San Francisco 8 Update – September 11
20 students from Met West high School in Oakland joined jubilant and now released SF 8 defendants Richard Brown and Richard O’Neal and dozens of supporters in the hallway of the SF Courthouse. Many warm embraces were exchanged between the two Richards and supporters who had been corresponding and visiting them at the jail through glass and over jail phones.
Ray Boudreaux will be released Tuesday evening and bail arrangements are in the final stages for Harold Taylor, Hank Jones and Francisco Torres. All are expected to be released in the coming days thanks to numerous supporters who have offered to post property to ensure their future appearances.
Unfortunately, neither Herman Bell nor Jalil Muntaqim is eligible for bail even though they are both parole eligible in New York State. Both have served over 30 years in various prisons for their political ideas, commitments and their participation in the Black Liberation Struggle.
Court today was largely procedural and focused on discovery issues. Herman Bell’s lawyer, Stuart Hanlon, noted that the courteous discussion about the government turning over discovery belied the fact that the defense is no better off today than it was in January when the eight were arrested and charged. Discovery documents are yet to be fully organized, indexed or turned over to the defense.
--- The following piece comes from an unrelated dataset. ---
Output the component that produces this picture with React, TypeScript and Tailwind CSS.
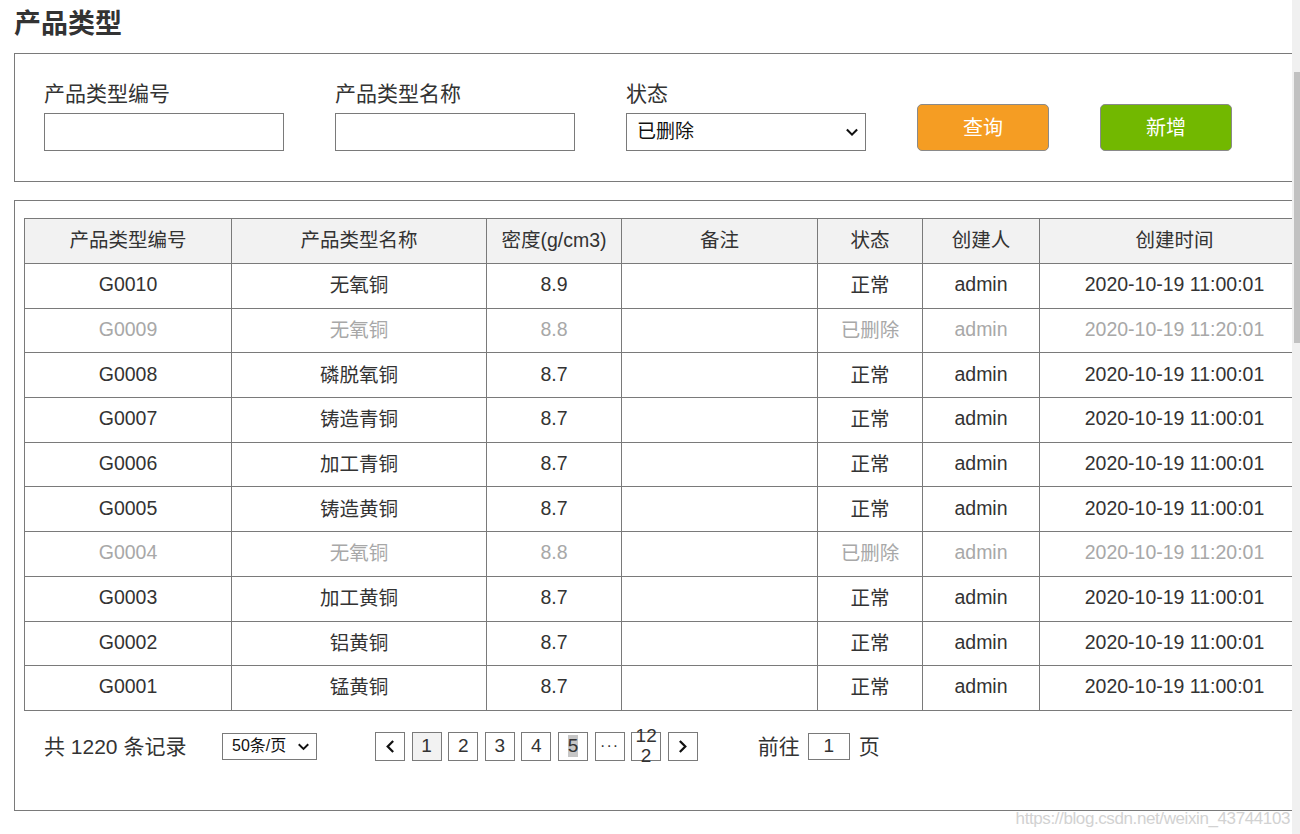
const rows = [
  { code: "G0010", name: "无氧铜", density: "8.9", status: "正常", user: "admin", time: "2020-10-19 11:00:01", deleted: false },
  { code: "G0009", name: "无氧铜", density: "8.8", status: "已删除", user: "admin", time: "2020-10-19 11:20:01", deleted: true },
  { code: "G0008", name: "磷脱氧铜", density: "8.7", status: "正常", user: "admin", time: "2020-10-19 11:00:01", deleted: false },
  { code: "G0007", name: "铸造青铜", density: "8.7", status: "正常", user: "admin", time: "2020-10-19 11:00:01", deleted: false },
  { code: "G0006", name: "加工青铜", density: "8.7", status: "正常", user: "admin", time: "2020-10-19 11:00:01", deleted: false },
  { code: "G0005", name: "铸造黄铜", density: "8.7", status: "正常", user: "admin", time: "2020-10-19 11:00:01", deleted: false },
  { code: "G0004", name: "无氧铜", density: "8.8", status: "已删除", user: "admin", time: "2020-10-19 11:20:01", deleted: true },
  { code: "G0003", name: "加工黄铜", density: "8.7", status: "正常", user: "admin", time: "2020-10-19 11:00:01", deleted: false },
  { code: "G0002", name: "铝黄铜", density: "8.7", status: "正常", user: "admin", time: "2020-10-19 11:00:01", deleted: false },
  { code: "G0001", name: "锰黄铜", density: "8.7", status: "正常", user: "admin", time: "2020-10-19 11:00:01", deleted: false },
];

const headers = ["产品类型编号", "产品类型名称", "密度(g/cm3)", "备注", "状态", "创建人", "创建时间"];
const colWidths = ["w-[207px]", "w-[255px]", "w-[135px]", "w-[196px]", "w-[105px]", "w-[117px]", "w-[270px]"];

function Chevron({ dir, className }: { dir: "left" | "right" | "down"; className?: string }) {
  const d =
    dir === "left" ? "M10 3 L5 8 L10 13" : dir === "right" ? "M6 3 L11 8 L6 13" : "M3 6 L8 11 L13 6";
  return (
    <svg viewBox="0 0 16 16" className={className} fill="none" stroke="#111" strokeWidth="2.4" strokeLinecap="square">
      <path d={d} />
    </svg>
  );
}

function PageBox({ children, className = "" }: { children: React.ReactNode; className?: string }) {
  return (
    <div className={`w-[30px] h-[29px] border border-[#7a7a7a] flex items-center justify-center text-[19px] text-[#333] ${className}`}>
      {children}
    </div>
  );
}

export default function App() {
  return (
    <div className="flex w-[1300px] h-[834px] overflow-hidden bg-white font-['Liberation_Sans','Noto_Sans_CJK_SC',sans-serif]">
      <div className="relative w-[1292px] h-full overflow-hidden">
        <div className="w-[1330px] pl-[14px]">
          <h1 className="pt-[6px] leading-[36px] text-[27px] font-bold text-[#333]">产品类型</h1>

          {/* filter */}
          <div className="mt-[11px] w-[1306px] border border-[#7a7a7a] pl-[29px] pt-[26px] pb-[30px] flex items-end gap-[51px]">
            {["产品类型编号", "产品类型名称"].map((label) => (
              <div key={label} className="flex flex-col gap-[5px]">
                <span className="text-[21px] leading-[28px] text-[#333]">{label}</span>
                <div className="w-[240px] h-[38px] border border-[#7a7a7a]" />
              </div>
            ))}
            <div className="flex flex-col gap-[5px]">
              <span className="text-[21px] leading-[28px] text-[#333]">状态</span>
              <div className="w-[240px] h-[38px] border border-[#7a7a7a] flex items-center justify-between pl-[10px] pr-[6px]">
                <span className="text-[19px] text-[#111]">已删除</span>
                <Chevron dir="down" className="w-[14px] h-[14px]" />
              </div>
            </div>
            <button className="w-[132px] h-[47px] rounded-[5px] border border-[#8a8a8a] bg-[#f59d23] text-white text-[20px]">查询</button>
            <button className="w-[132px] h-[47px] rounded-[5px] border border-[#8a8a8a] bg-[#72b800] text-white text-[20px]">新增</button>
          </div>

          {/* table */}
          <div className="mt-[18px] w-[1306px] border border-[#7a7a7a] px-[9px] pt-[17px] pb-[49px]">
            <table className="table-fixed border-collapse w-[1285px] text-[19.5px]">
              <colgroup>
                {colWidths.map((w, i) => (
                  <col key={i} className={w} />
                ))}
              </colgroup>
              <thead>
                <tr className="h-[45px] bg-[#f2f2f2]">
                  {headers.map((h) => (
                    <th key={h} className="border border-[#7a7a7a] font-normal text-[#333] text-center">{h}</th>
                  ))}
                </tr>
              </thead>
              <tbody>
                {rows.map((r) => (
                  <tr key={r.code} className={`h-[44.7px] ${r.deleted ? "text-[#a8a8a8]" : "text-[#333]"}`}>
                    <td className="border border-[#7a7a7a] text-center pb-[2px]">{r.code}</td>
                    <td className="border border-[#7a7a7a] text-center">{r.name}</td>
                    <td className="border border-[#7a7a7a] text-center pb-[2px]">{r.density}</td>
                    <td className="border border-[#7a7a7a]"></td>
                    <td className="border border-[#7a7a7a] text-center">{r.status}</td>
                    <td className="border border-[#7a7a7a] text-center pb-[2px]">{r.user}</td>
                    <td className="border border-[#7a7a7a] text-center pb-[2px]">{r.time}</td>
                  </tr>
                ))}
              </tbody>
            </table>

            {/* pagination */}
            <div className="mt-[21px] pl-[20px] flex items-center h-[29px] text-[21px] text-[#333]">
              <span className="w-[178px]">共 1220 条记录</span>
              <div className="w-[95px] h-[27px] border border-[#7a7a7a] flex items-center pl-[9px] pr-[6px] justify-between">
                <span className="text-[16px] leading-[20px] text-[#111] whitespace-nowrap">50条/页</span>
                <Chevron dir="down" className="w-[13px] h-[13px]" />
              </div>
              <div className="ml-[58px] flex gap-[6.6px]">
                <PageBox><Chevron dir="left" className="w-[15px] h-[15px]" /></PageBox>
                <PageBox className="bg-[#f2f2f2]">1</PageBox>
                <PageBox>2</PageBox>
                <PageBox>3</PageBox>
                <PageBox>4</PageBox>
                <PageBox><span className="bg-[#c6c6c6] leading-[22px]">5</span></PageBox>
                <PageBox><span className="text-[16px] tracking-[1px]">···</span></PageBox>
                <PageBox>
                  <span className="flex flex-col items-center leading-[20px]">
                    <span>12</span>
                    <span>2</span>
                  </span>
                </PageBox>
                <PageBox><Chevron dir="right" className="w-[15px] h-[15px]" /></PageBox>
              </div>
              <span className="ml-[60px]">前往</span>
              <div className="ml-[8px] w-[42px] h-[27px] border border-[#7a7a7a] flex items-center justify-center text-[19px]">1</div>
              <span className="ml-[9px]">页</span>
            </div>
          </div>
        </div>

        <div className="absolute right-[2px] top-[806px] text-[17px] tracking-[-0.4px] text-[#d2d2d2] whitespace-nowrap">
          https://blog.csdn.net/weixin_43744103
        </div>
      </div>

      {/* scrollbar */}
      <div className="w-[8px] h-full bg-[#f0f0f0] pt-[72px] pl-[2px]">
        <div className="h-[271px] bg-[#c1c1c1]" />
      </div>
    </div>
  );
}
All the voluminous documents relating to DNA samples taken from the eight proved to be negative and other forensic evidence regarding fingerprints and ballistics have yet to be fully turned over to the defense for examination or may be missing altogether. Federal Grand Jury transcripts regarding this case are still incomplete.
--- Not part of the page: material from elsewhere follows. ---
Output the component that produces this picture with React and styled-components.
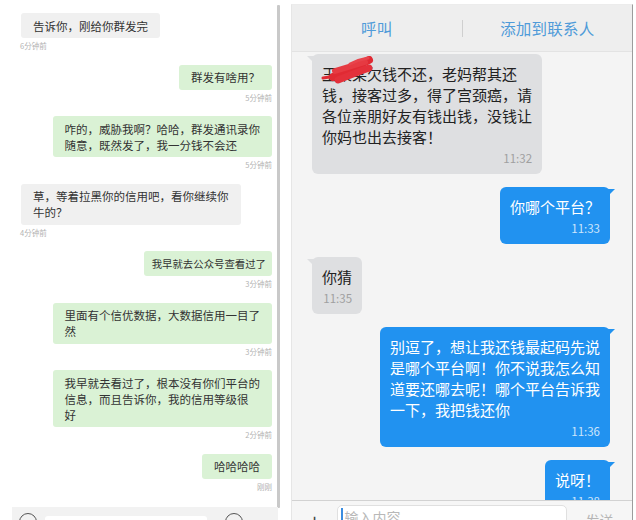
import React from "react";
import styled, { createGlobalStyle } from "styled-components";

const Global = createGlobalStyle`
  html, body { margin: 0; padding: 0; background: #ffffff; }
  body { font-family: "Noto Sans CJK SC", "Noto Sans", sans-serif; }
`;

const Page = styled.div`
  width: 636px;
  height: 520px;
  overflow: hidden;
  display: flex;
  background: #fff;
`;

/* ---------- Left (WeChat-like) ---------- */
const LeftPanel = styled.div`
  width: 283px;
  flex: none;
  display: flex;
  flex-direction: column;
  background: #fff;
`;

const LeftTop = styled.div`
  height: 507px;
  flex: none;
  display: flex;
  gap: 5px;
`;

const LeftMessages = styled.div`
  width: 251px;
  padding: 13px 0 0 21px;
  display: flex;
  flex-direction: column;
`;

const Scroll = styled.div`
  width: 2.5px;
  margin-top: 5px;
  height: 503px;
  background: #c9c9c9;
  border-radius: 1px;
`;

const LMsg = styled.div`
  display: flex;
  flex-direction: column;
  align-items: ${(p) => (p.$me ? "flex-end" : "flex-start")};
  margin-bottom: 13.5px;
`;

const LBubble = styled.div`
  max-width: 220px;
  box-sizing: border-box;
  padding: ${(p) => (p.$small ? "4.5px 6px 4.5px 8px" : "4.5px 12px")};
  background: ${(p) => (p.$me ? "#daf2d5" : "#f0f0f0")};
  color: #333;
  font-size: ${(p) => (p.$small ? "10.4px" : "11.5px")};
  line-height: 16px;
  border-radius: 3px;
  white-space: nowrap;
`;

const LTime = styled.div`
  margin-top: 3px;
  font-size: 7.5px;
  line-height: 10px;
  color: #b3b3b3;
  margin-left: ${(p) => (p.$me ? "0" : "-1px")};
`;

const LeftBar = styled.div`
  margin-left: 12px;
  width: 266px;
  height: 40px;
  background: #f2f2f2;
  display: flex;
  align-items: flex-start;
  padding-top: 6px;
  box-sizing: border-box;
  gap: 8px;
`;

const RoundIcon = styled.div`
  width: 18px;
  height: 18px;
  border: 1.5px solid #555;
  border-radius: 50%;
  margin-left: ${(p) => p.$ml || "0"};
  box-sizing: border-box;
  flex: none;
`;

const LeftField = styled.div`
  width: 162px;
  height: 26px;
  margin-top: 3px;
  background: #fff;
  border-radius: 3px;
  flex: none;
`;

/* ---------- Right (SMS-like) ---------- */
const RightPanel = styled.div`
  margin-left: 8px;
  margin-top: 4px;
  width: 340px;
  height: 520px;
  flex: none;
  display: flex;
  flex-direction: column;
  background: #f4f4f4;
  border-left: 1px solid #e6e6e6;
  border-right: 1.5px solid #9c9c9c;
  border-top: 1px solid #ececec;
`;

const Header = styled.div`
  height: 46px;
  flex: none;
  display: flex;
  align-items: center;
  background: #eeeeee;
  border-bottom: 1px solid #e3e3e3;
`;

const HeaderItem = styled.div`
  flex: 1;
  text-align: center;
  color: #4f9bd9;
  font-size: 15.5px;
  letter-spacing: 0.2px;
`;

const HeaderDivider = styled.div`
  width: 1px;
  height: 17px;
  background: #cfcfcf;
`;

const Chat = styled.div`
  height: 448px;
  flex: none;
  overflow: hidden;
  box-sizing: border-box;
  padding: 2px 22px 0 20px;
  display: flex;
  flex-direction: column;
  gap: 13px;
`;

const RBubble = styled.div`
  position: relative;
  align-self: ${(p) => (p.$me ? "flex-end" : "flex-start")};
  padding: 9px 10px 9px 10px;
  background: ${(p) => (p.$me ? "#2192f0" : "#dedfe1")};
  color: ${(p) => (p.$me ? "#ffffff" : "#222")};
  font-size: 15px;
  line-height: 21px;
  border-radius: 6px;
  white-space: nowrap;

  &::before {
    content: "";
    position: absolute;
    top: 2px;
    ${(p) => (p.$me ? "right: -5px;" : "left: -5px;")}
    width: 7px;
    height: 7px;
    background: ${(p) => (p.$me ? "#2192f0" : "#dedfe1")};
    clip-path: ${(p) =>
      p.$me
        ? "polygon(0 0, 100% 0, 0 100%)"
        : "polygon(0 0, 100% 0, 100% 100%)"};
  }
`;

const RTime = styled.div`
  margin-top: 4px;
  text-align: right;
  font-size: 11.5px;
  line-height: 14px;
  color: ${(p) => (p.$me ? "#cde5fb" : "#a0a0a0")};
`;

const Scribble = styled.svg`
  position: absolute;
  left: 8px;
  top: 2px;
`;

const InputBar = styled.div`
  flex: none;
  height: 44px;
  background: #f6f6f6;
  border-top: 1px solid #d2d2d2;
  display: flex;
  align-items: flex-start;
  padding-top: 4px;
  box-sizing: border-box;
`;

const Plus = styled.div`
  width: 45px;
  flex: none;
  text-align: center;
  font-size: 20px;
  line-height: 20px;
  color: #444;
  margin-top: 6px;
`;

const Field = styled.div`
  width: 230px;
  height: 30px;
  flex: none;
  background: #fff;
  border: 1px solid #e0e0e0;
  border-radius: 5px;
  box-sizing: border-box;
  display: flex;
  align-items: flex-start;
  padding: 2px 0 0 3px;
  font-size: 14px;
  line-height: 18px;
  color: #b8b8b8;
`;

const Caret = styled.span`
  width: 1.5px;
  height: 18px;
  background: #3b8de0;
  margin-right: 2px;
`;

const Send = styled.div`
  flex: 1;
  text-align: center;
  font-size: 14px;
  line-height: 18px;
  color: #b5b5b5;
  margin-top: 6px;
`;

const leftMessages = [
  { me: false, lines: ["告诉你，刚给你群发完"], t: "6分钟前" },
  { me: true, lines: ["群发有啥用？"], t: "5分钟前" },
  {
    me: true,
    lines: ["咋的，威胁我啊？哈哈，群发通讯录你", "随意，既然发了，我一分钱不会还"],
    t: "5分钟前",
  },
  {
    me: false,
    lines: ["草，等着拉黑你的信用吧，看你继续你", "牛的？"],
    t: "4分钟前",
  },
  { me: true, small: true, lines: ["我早就去公众号查看过了"], t: "3分钟前" },
  {
    me: true,
    lines: ["里面有个信优数据，大数据信用一目了", "然"],
    t: "3分钟前",
  },
  {
    me: true,
    lines: [
      "我早就去看过了，根本没有你们平台的",
      "信息，而且告诉你，我的信用等级很",
      "好",
    ],
    t: "2分钟前",
  },
  { me: true, lines: ["哈哈哈哈"], t: "刚刚" },
];

const rightMessages = [
  {
    me: false,
    redact: true,
    lines: [
      "王某某欠钱不还，老妈帮其还",
      "钱，接客过多，得了宫颈癌，请",
      "各位亲朋好友有钱出钱，没钱让",
      "你妈也出去接客！",
    ],
    t: "11:32",
  },
  { me: true, lines: ["你哪个平台？"], t: "11:33" },
  { me: false, lines: ["你猜"], t: "11:35" },
  {
    me: true,
    lines: [
      "别逗了，想让我还钱最起码先说",
      "是哪个平台啊！你不说我怎么知",
      "道要还哪去呢！哪个平台告诉我",
      "一下，我把钱还你",
    ],
    t: "11:36",
  },
  { me: true, lines: ["说呀！"], t: "11:38" },
];

const Lines = ({ lines }) =>
  lines.map((l, i) => (
    <React.Fragment key={i}>
      {l}
      {i < lines.length - 1 && <br />}
    </React.Fragment>
  ));

export default function App() {
  return (
    <>
      <Global />
      <Page>
        <LeftPanel>
          <LeftTop>
            <LeftMessages>
              {leftMessages.map((m, i) => (
                <LMsg key={i} $me={m.me}>
                  <LBubble $me={m.me} $small={m.small}>
                    <Lines lines={m.lines} />
                  </LBubble>
                  <LTime $me={m.me}>{m.t}</LTime>
                </LMsg>
              ))}
            </LeftMessages>
            <Scroll />
          </LeftTop>
          <LeftBar>
            <RoundIcon $ml="7px" />
            <LeftField />
            <RoundIcon $ml="10px" />
          </LeftBar>
        </LeftPanel>

        <RightPanel>
          <Header>
            <HeaderItem>呼叫</HeaderItem>
            <HeaderDivider />
            <HeaderItem>添加到联系人</HeaderItem>
          </Header>
          <Chat>
            {rightMessages.map((m, i) => (
              <RBubble key={i} $me={m.me}>
                <Lines lines={m.lines} />
                <RTime $me={m.me}>{m.t}</RTime>
                {m.redact && (
                  <Scribble width="54" height="28" viewBox="0 0 54 28">
                    <path
                      d="M3 22 L16 20"
                      stroke="#e02a33"
                      strokeWidth="3"
                      fill="none"
                      strokeLinecap="round"
                    />
                    <path
                      d="M13 21 C23 17 35 11 49 4"
                      stroke="#e02a33"
                      strokeWidth="8"
                      fill="none"
                      strokeLinecap="round"
                    />
                    <path
                      d="M18 24 C28 20 38 16 49 12"
                      stroke="#e3303a"
                      strokeWidth="7"
                      fill="none"
                      strokeLinecap="round"
                    />
                    <path
                      d="M15 15 C25 12 35 9 45 6"
                      stroke="#e63a42"
                      strokeWidth="6"
                      fill="none"
                      strokeLinecap="round"
                    />
                    <path
                      d="M30 8 C36 5 42 3 48 2"
                      stroke="#e8434b"
                      strokeWidth="3"
                      fill="none"
                      strokeLinecap="round"
                    />
                  </Scribble>
                )}
              </RBubble>
            ))}
          </Chat>
          <InputBar>
            <Plus>+</Plus>
            <Field>
              <Caret />
              输入内容
            </Field>
            <Send>发送</Send>
          </InputBar>
        </RightPanel>
      </Page>
    </>
  );
}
The next court date for the SF 8 case is set for Monday, September 24th at 9:30 am in Department 23 – 850 Bryant Street, 3rd floor.
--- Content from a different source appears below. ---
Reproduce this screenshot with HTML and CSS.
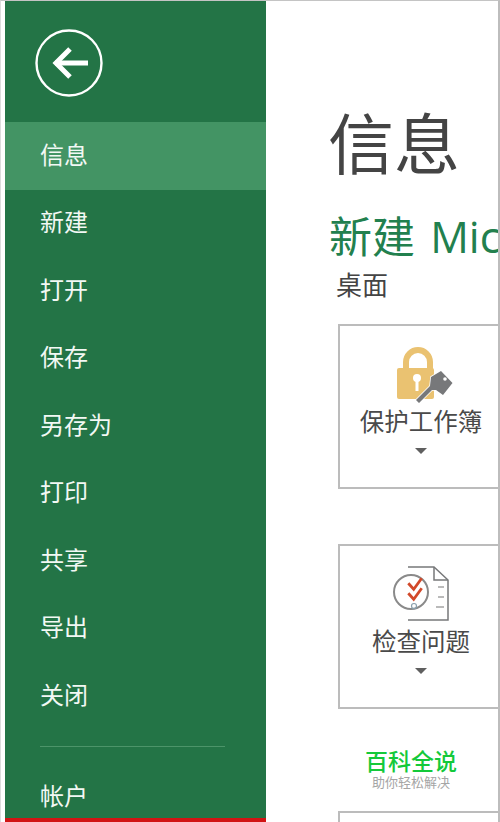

Outstanding issues regarding discovery, pre-charging delay and demurs will be calendared. A motion on behalf of Harold Taylor called a collateral estoppel, is scheduled to be argued. This motion argues for the exclusion of statements made by Harold in New Orleans in 1973 after several days of torture. Defense arguments will suggest that issues of double jeopardy also exist as these statements were excluded in another 1970s case which led in Harold’s acquittal.
Be there to support the brothers in court and please consider scheduling events and speaking engagements in your homes and communities to get the word out about the case.